There is a sense of renewal about Parker. He has come back to the UK after a marathon stint in the US, where he made it to the top of Dow, which he joined in 1968 when his fellow students at the University of Manchester Institute of Science and Technology were busy protesting about anything and anyone that did not have long hair. After three-and-a-bit decades, Parker ran a company with 42,000 employees in 175 countries and a -market capitalisation of some $46bn.
So policy and public-sector process present a new challenge for an experienced private–sector operator who turns 60 today. “Dow was a very big private global enterprise, very successful, very powerful. I’d never dealt with government. I thought that would be interesting.”
And, in fairness, he had a bit of time on his hands. Parker was voted in to the top job at Dow in February 2000. He had the task of overseeing the $3.9bn acquisition of Union Carbide, a job that saw him having to deal with people protesting about the aftermath of the Bhopal disaster holding a candlelit vigil outside his Michigan family home.
He managed that challenge by going out and talking to them. But there were other forces that were more difficult to resist: “The chemicals industry went into the worst trough it has been in 30 years. The results became -difficult and, basically, I got shot at the end of 2002, and my predecessor [the chairman and former chief executive] came back.” Parker is still plainly shocked and angered by it: “It was a crossroads. It was a big surprise. It was a big surprise in the industry… I made it very clear to them they were going to fire me. I wasn’t resigning. The industry press were also shocked as to what had occurred.”
But the headhunters beat a path to his door round about the time when it seemed that the war in Iraq was going to be easily won (the beginning of the markets’ “Baghdad bounce” in early 2003). However, Parker was still feeling pretty raw and took some persuading. “There were some feelings that was it really even a good idea to work again, given what had happened. I decided I would be open to working again. I was a capable person, but not looking. I was still adjusting to what had happened.”
Former colleagues reckon Parker is made of pretty durable material: “It’s not just -getting to the top at a big American corporate Dow, which is an achievement he shares with very few Brits – Alex Trotman at Ford, and Tony O’Reilly at Heinz, if you count the dual nationality, are two of a very small handful,” says one. “He’s a natural competitor, and he can’t sit still for long.”
Parker, an outstanding sportsman who captained Merseyside Grammar Schools at cricket and British Universities at tennis, also had a Liverpudlian upbringing to teach him what resolve in the face of hardship and conflict really was all about. He is old enough to remember the bad old days of sectarianism in the Liverpool of his childhood.

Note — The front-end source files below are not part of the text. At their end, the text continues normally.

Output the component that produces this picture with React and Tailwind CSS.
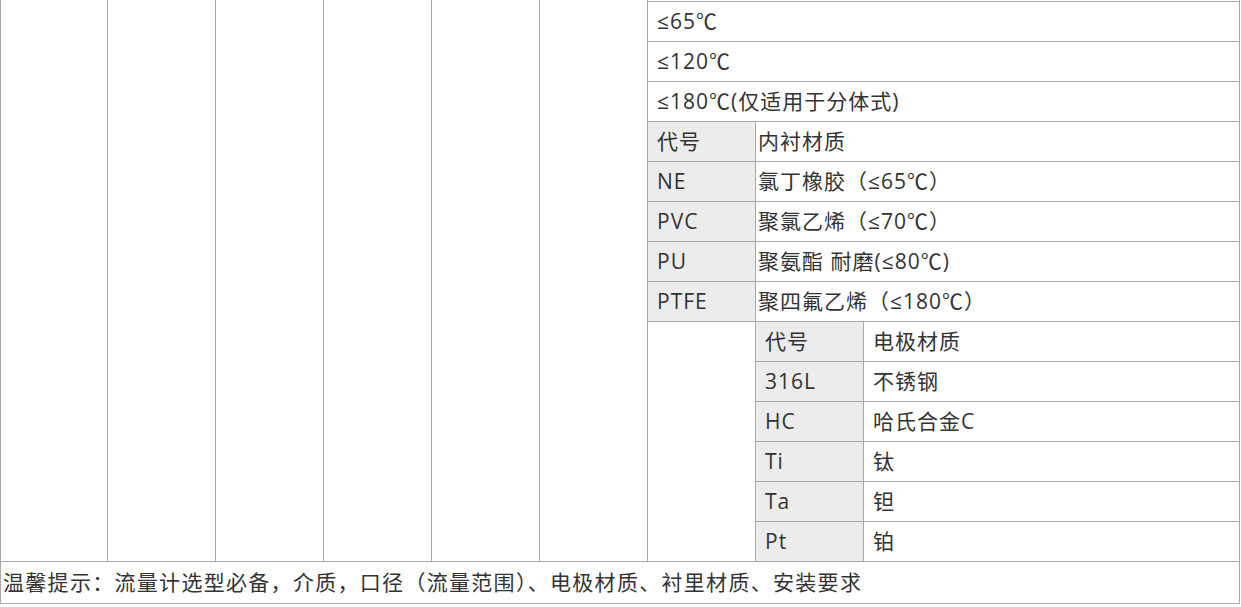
const line = 'bg-[#a9a9a9]'

const tempRows = ['≤65℃', '≤120℃', '≤180℃(仅适用于分体式)']

const liningRows = [
  ['NE', '氯丁橡胶（≤65℃）'],
  ['PVC', '聚氯乙烯（≤70℃）'],
  ['PU', '聚氨酯 耐磨(≤80℃)'],
  ['PTFE', '聚四氟乙烯（≤180℃）'],
]

const electrodeRows = [
  ['316L', '不锈钢'],
  ['HC', '哈氏合金C'],
  ['Ti', '钛'],
  ['Ta', '钽'],
  ['Pt', '铂'],
]

function Cell({ className = '', gray, tight, children }) {
  return (
    <div className={`${gray ? 'bg-[#ececec]' : 'bg-white'} flex items-center ${tight ? 'pl-[2px]' : 'pl-[9px]'} whitespace-nowrap ${className}`}>
      {children}
    </div>
  )
}

export default function App() {
  return (
    <div
      className={`w-[1240px] ${line} grid gap-px px-px pb-px text-[21px] tracking-[1px] text-[#333]`}
      style={{ fontFamily: '"Open Sans", "Noto Sans CJK SC", sans-serif' }}
    >
      <div className="grid gap-px grid-cols-[106px_107px_107px_107px_107px_107px_107px_107px_375px] grid-rows-[41px_repeat(13,39px)]">
        {[0, 1, 2, 3, 4, 5].map(i => (
          <div key={i} className="bg-white row-span-14" />
        ))}

        {/* first row: top border sits 1px below page top */}
        <div className="col-span-3 bg-white pt-px">
          <div className={`h-px ${line}`} />
          <div className="h-[39px] flex items-center pl-[9px]">{tempRows[0]}</div>
        </div>
        {tempRows.slice(1).map(t => (
          <Cell key={t} className="col-span-3">{t}</Cell>
        ))}

        <Cell gray>代号</Cell>
        <Cell tight className="col-span-2">内衬材质</Cell>
        {liningRows.map(([code, name]) => (
          <div key={code} className="contents">
            <Cell gray>{code}</Cell>
            <Cell tight className="col-span-2">{name}</Cell>
          </div>
        ))}

        <div className="bg-white row-span-6" />
        <Cell gray>代号</Cell>
        <Cell>电极材质</Cell>
        {electrodeRows.map(([code, name]) => (
          <div key={code} className="contents">
            <Cell gray>{code}</Cell>
            <Cell>{name}</Cell>
          </div>
        ))}
      </div>

      <div className="bg-white h-[41px] flex items-center pl-[2px] whitespace-nowrap tracking-[1.3px]">
        温馨提示：流量计选型必备，介质，口径（流量范围）、电极材质、衬里材质、安装要求
      </div>
    </div>
  )
}
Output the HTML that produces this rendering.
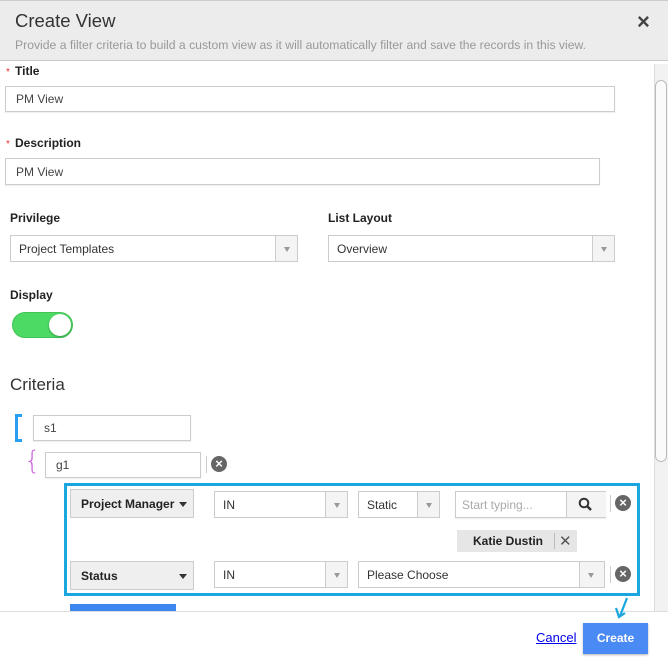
<!DOCTYPE html><html><head><style>
*{box-sizing:border-box;margin:0;padding:0}
body{width:668px;height:665px;position:relative;overflow:hidden;background:#fff;font-family:"Liberation Sans",sans-serif;font-size:12px;color:#333}
.a{position:absolute}
.hdr{left:0;top:0;width:668px;height:61px;background:#ececec;border-top:1px solid #ccc;border-bottom:1px solid #ccc}
.lbl{font-weight:bold;font-size:12px;color:#222}
.st{color:#e33;font-size:10px}
.inp{border:1px solid #ccc;background:#fff;padding-left:12px;display:flex;align-items:center;font-size:12px;color:#444;box-shadow:0 1px 1px rgba(0,0,0,.08)}
.sel{border:1px solid #ccc;background:#fff;padding-left:8px;display:flex;align-items:center;font-size:12px;color:#333}
.sel .ar{position:absolute;right:0;top:0;bottom:0;width:22px;border-left:1px solid #ccc;background:#f4f4f4}
.sel .ar:after{content:"";position:absolute;left:8px;top:50%;margin-top:-2px;border:3px solid transparent;border-top:5px solid #999}
.dd{background:#efefef;border:1px solid #ccc;font-weight:bold;padding-left:10px;display:flex;align-items:center;color:#222}
.dd:after{content:"";position:absolute;right:6px;top:50%;margin-top:-2px;border:4px solid transparent;border-top:5px solid #333}
.xc{width:16px;height:16px;border-radius:50%;background:#666;color:#fff;font-size:13px;font-weight:bold;text-align:center;line-height:16px}
.dv{width:1px;height:17px;background:#ccc}
</style></head><body>
<div class="a hdr"></div>
<div class="a" style="left:15px;top:10px;font-size:18.5px;color:#333">Create View</div>
<div class="a" style="left:15px;top:38px;font-size:12.2px;color:#999">Provide a filter criteria to build a custom view as it will automatically filter and save the records in this view.</div>
<div class="a" style="left:637px;top:9px;font-size:22px;font-weight:bold;color:#444">×</div>
<div class="a" style="left:654px;top:64px;width:14px;height:547px;background:#f2f2f2;border-left:1px solid #ddd"></div>
<div class="a" style="left:655px;top:80px;width:12px;height:382px;background:#fafafa;border:1px solid #bbb;border-radius:6px"></div>
<div class="a" style="left:6px;top:64px"><span class="st">*</span></div>
<div class="a lbl" style="left:15px;top:64px">Title</div>
<div class="a inp" style="left:5px;top:86px;width:610px;height:26px;padding-left:10px">PM View</div>
<div class="a" style="left:6px;top:136px"><span class="st">*</span></div>
<div class="a lbl" style="left:15px;top:136px">Description</div>
<div class="a inp" style="left:5px;top:158px;width:595px;height:27px;padding-left:10px">PM View</div>
<div class="a lbl" style="left:10px;top:211px">Privilege</div>
<div class="a lbl" style="left:328px;top:211px">List Layout</div>
<div class="a sel" style="left:10px;top:235px;width:288px;height:27px">Project Templates<div class="ar"></div></div>
<div class="a sel" style="left:328px;top:235px;width:287px;height:27px">Overview<div class="ar"></div></div>
<div class="a lbl" style="left:10px;top:288px">Display</div>
<div class="a" style="left:12px;top:312px;width:61px;height:26px;border-radius:13px;background:#4cd964;border:1px solid #44c458"></div>
<div class="a" style="left:49px;top:314px;width:22px;height:22px;border-radius:50%;background:#fff;box-shadow:0 1px 2px rgba(0,0,0,.3)"></div>
<div class="a" style="left:10px;top:375px;font-size:17px;color:#333">Criteria</div>
<div class="a" style="left:15px;top:414px;width:7px;height:28px;border:3px solid #2a9ef0;border-right:none"></div>
<div class="a inp" style="left:33px;top:415px;width:158px;height:26px;padding-left:10px">s1</div>
<div class="a" style="left:24px;top:446px;font-size:26px;color:#cc66dd;font-family:'DejaVu Sans',sans-serif;font-weight:200">{</div>
<div class="a inp" style="left:45px;top:452px;width:156px;height:26px;padding-left:10px">g1</div>
<div class="a dv" style="left:206px;top:456px"></div>
<div class="a xc" style="left:211px;top:456px">×</div>
<div class="a" style="left:64px;top:483px;width:576px;height:113px;border:3px solid #1aa7e0"></div>
<div class="a dd" style="left:70px;top:489px;width:124px;height:29px">Project Manager</div>
<div class="a sel" style="left:214px;top:491px;width:134px;height:27px">IN<div class="ar"></div></div>
<div class="a sel" style="left:358px;top:491px;width:82px;height:27px">Static<div class="ar"></div></div>
<div class="a inp" style="left:455px;top:491px;width:151px;height:27px;padding-left:6px;color:#aaa">Start typing...</div>
<div class="a" style="left:566px;top:492px;width:40px;height:25px;background:#f4f4f4;border-left:1px solid #ccc"></div>
<svg class="a" style="left:578px;top:497px" width="15" height="15" viewBox="0 0 15 15"><circle cx="6" cy="6" r="4.3" fill="none" stroke="#333" stroke-width="2"/><path d="M9 9l4 4" stroke="#333" stroke-width="2.5"/></svg>
<div class="a dv" style="left:610px;top:495px"></div>
<div class="a xc" style="left:615px;top:495px">×</div>
<div class="a" style="left:457px;top:530px;width:120px;height:22px;background:#e6e6e6;font-weight:bold;padding-left:16px;line-height:22px;color:#222">Katie Dustin</div>
<div class="a" style="left:554px;top:533px;width:1px;height:16px;background:#bbb"></div>
<div class="a" style="left:559px;top:532px;font-size:15px;color:#555">✕</div>
<div class="a dd" style="left:70px;top:561px;width:124px;height:29px">Status</div>
<div class="a sel" style="left:214px;top:561px;width:134px;height:27px">IN<div class="ar"></div></div>
<div class="a sel" style="left:358px;top:561px;width:247px;height:27px">Please Choose<div class="ar" style="width:25px"></div></div>
<div class="a dv" style="left:610px;top:566px"></div>
<div class="a xc" style="left:615px;top:566px">×</div>
<div class="a" style="left:70px;top:604px;width:106px;height:8px;background:#3d86f0"></div>
<div class="a" style="left:0;top:611px;width:668px;height:54px;background:#fff;border-top:1px solid #ddd"></div>
<svg class="a" style="left:612px;top:596px" width="18" height="24" viewBox="0 0 18 24"><path d="M15 2L8 20" stroke="#1aa7e0" stroke-width="2.2"/><path d="M4 12L7 21 13 17" fill="none" stroke="#1aa7e0" stroke-width="2.2"/></svg>
<div class="a" style="left:536px;top:630px;font-size:13px;color:#0000ee;text-decoration:underline">Cancel</div>
<div class="a" style="left:583px;top:623px;width:65px;height:31px;background:#4a8af4;color:#fff;font-weight:bold;font-size:12px;text-align:center;line-height:31px;box-shadow:0 1px 2px rgba(0,0,0,.3)">Create</div>
</body></html>
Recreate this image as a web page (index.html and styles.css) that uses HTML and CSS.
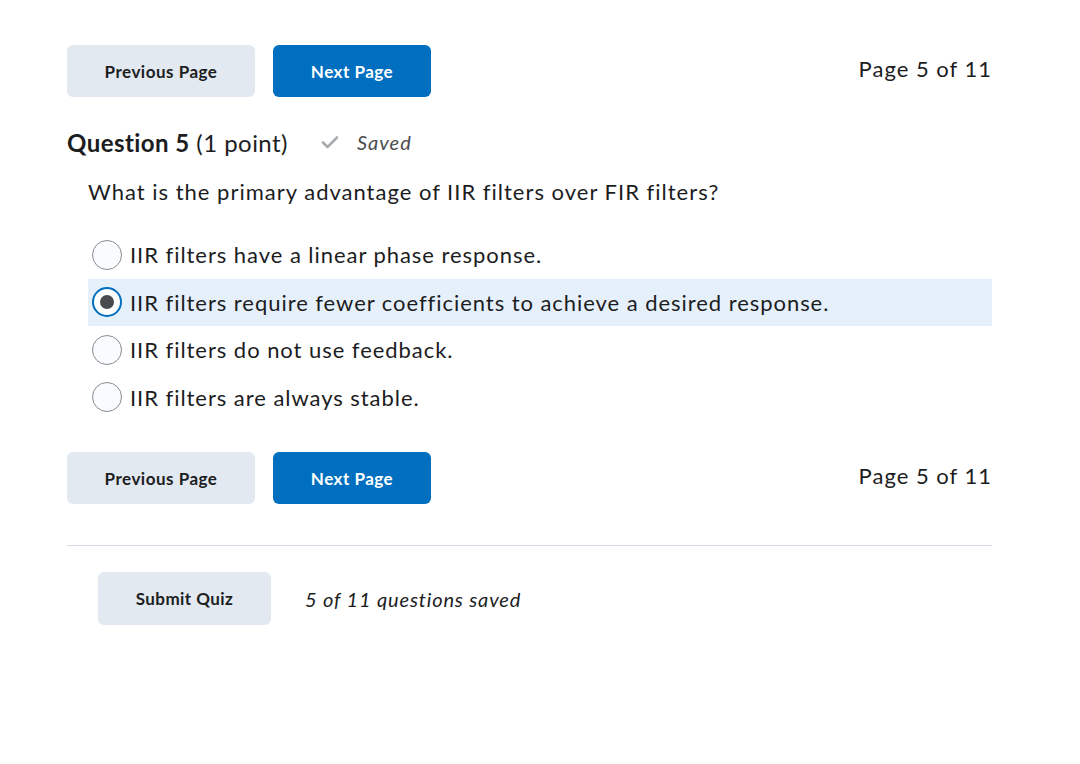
FILE: index.html
```html
<!DOCTYPE html>
<html>
<head>
<meta charset="utf-8">
<link rel="stylesheet" href="styles.css">
</head>
<body>
<div class="page">
  <div class="nav nav-top">
    <div class="nav-buttons">
      <button class="btn btn-secondary btn-prev">Previous Page</button>
      <button class="btn btn-primary btn-next">Next Page</button>
    </div>
    <div class="page-count">Page 5 of 11</div>
  </div>

  <div class="question-head">
    <span class="q-title"><strong>Question 5</strong> (1 point)</span>
    <span class="saved">
      <svg class="check" width="18" height="14" viewBox="0 0 18 14"><path d="M2 7.5 L6.5 12 L16 2.5" fill="none" stroke="#a8adb2" stroke-width="2.6" stroke-linecap="round" stroke-linejoin="round"/></svg>
      <em>Saved</em>
    </span>
  </div>

  <div class="question-body">
    <p class="q-text">What is the primary advantage of IIR filters over FIR filters?</p>
    <div class="options">
      <label class="option"><span class="radio"></span><span>IIR filters have a linear phase response.</span></label>
      <label class="option selected"><span class="radio checked"></span><span>IIR filters require fewer coefficients to achieve a desired response.</span></label>
      <label class="option"><span class="radio"></span><span>IIR filters do not use feedback.</span></label>
      <label class="option"><span class="radio"></span><span>IIR filters are always stable.</span></label>
    </div>
  </div>

  <div class="nav nav-bottom">
    <div class="nav-buttons">
      <button class="btn btn-secondary btn-prev">Previous Page</button>
      <button class="btn btn-primary btn-next">Next Page</button>
    </div>
    <div class="page-count">Page 5 of 11</div>
  </div>

  <hr class="divider">

  <div class="submit-row">
    <button class="btn btn-secondary btn-submit">Submit Quiz</button>
    <em class="saved-count">5 of 11 questions saved</em>
  </div>
</div>
</body>
</html>
```

FILE: styles.css
```css
* { box-sizing: border-box; }
html, body { margin: 0; padding: 0; background: #fff; }
body {
  font-family: Lato, "Open Sans", sans-serif;
  color: #1c1d1e;
  font-variant-ligatures: none;
}
.page {
  width: 925px;
  margin-left: 67px;
  padding-top: 45px;
}
.nav {
  display: flex;
  justify-content: space-between;
  align-items: center;
  height: 52px;
}
.nav-buttons {
  display: flex;
  gap: 18px;
}
.btn {
  font-family: Lato, sans-serif;
  font-variant-ligatures: none;
  font-weight: 700;
  font-size: 17px;
  letter-spacing: 0.5px;
  height: 52px;
  border: none;
  border-radius: 6px;
  padding: 0;
  color: #1c1d1e;
  cursor: pointer;
}
.btn-secondary { background: #e3e9f1; }
.btn-primary { background: #006fbf; color: #fff; }
.btn-prev { width: 188px; }
.btn-next { width: 158px; }
.page-count {
  font-size: 22px;
  letter-spacing: 1px;
  line-height: 1;
  margin-bottom: 4px;
}
.question-head {
  display: flex;
  align-items: center;
  height: 36px;
  margin-top: 27px;
}
.q-title { font-size: 24px; letter-spacing: 0.45px; }
.q-title strong { font-weight: 700; }
.saved {
  display: flex;
  align-items: center;
  margin-left: 33px;
  color: #494c4e;
  font-size: 20px;
  letter-spacing: 1px;
}
.saved .check { margin-right: 18px; }
.question-body {
  padding-left: 21px;
}
.q-text {
  margin: 0;
  font-size: 22px;
  letter-spacing: 1px;
  height: 30px;
  line-height: 30px;
  margin-top: 17px;
}
.options {
  margin-top: 24px;
  display: flex;
  flex-direction: column;
}
.option {
  display: flex;
  align-items: center;
  height: 47.5px;
  padding-left: 4px;
  font-size: 22px;
  letter-spacing: 0.95px;
  gap: 8px;
}
.option.selected { background: #e6f0fb; }
.radio {
  width: 30px;
  height: 30px;
  border-radius: 50%;
  border: 1px solid #868c8f;
  background: #f9fbff;
  flex: none;
  display: flex;
  align-items: center;
  justify-content: center;
}
.radio.checked {
  border: 2px solid #006fbf;
  background: #fff;
}
.radio.checked::after {
  content: "";
  width: 14px;
  height: 14px;
  border-radius: 50%;
  background: #494c4e;
}
.nav-bottom { margin-top: 31px; }
.divider {
  border: none;
  border-top: 1px solid #d3d9e3;
  margin: 41px 0 0 0;
}
.submit-row {
  display: flex;
  align-items: center;
  gap: 34px;
  padding-left: 31px;
  margin-top: 26px;
}
.btn-submit { width: 173px; height: 53px; letter-spacing: 0.45px; }
.saved-count {
  font-size: 20px;
  letter-spacing: 0.85px;
  color: #1c1d1e;
}
```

Parker’s mother (“a lioness with her children – she gave us confidence, no matter how difficult the circumstances we faced”) was one of 13 children, and was excluded from the Catholic Church for marrying a Protestant and not bringing the children up as Catholics. And Parker’s father, an artillery captain under Montgomery in the Second World War desert campaign, came back from the war badly shell-shocked: “He would sleepwalk, counting corpses for years,” recalls Parker.
Although he is working himself out of a job, Parker will take on others. He has just accepted a non-executive directorship at Invensys, and a “serial” non-executive role may be his in the future. “I have a lot of experience and energy to offer,” he says, no pun intended.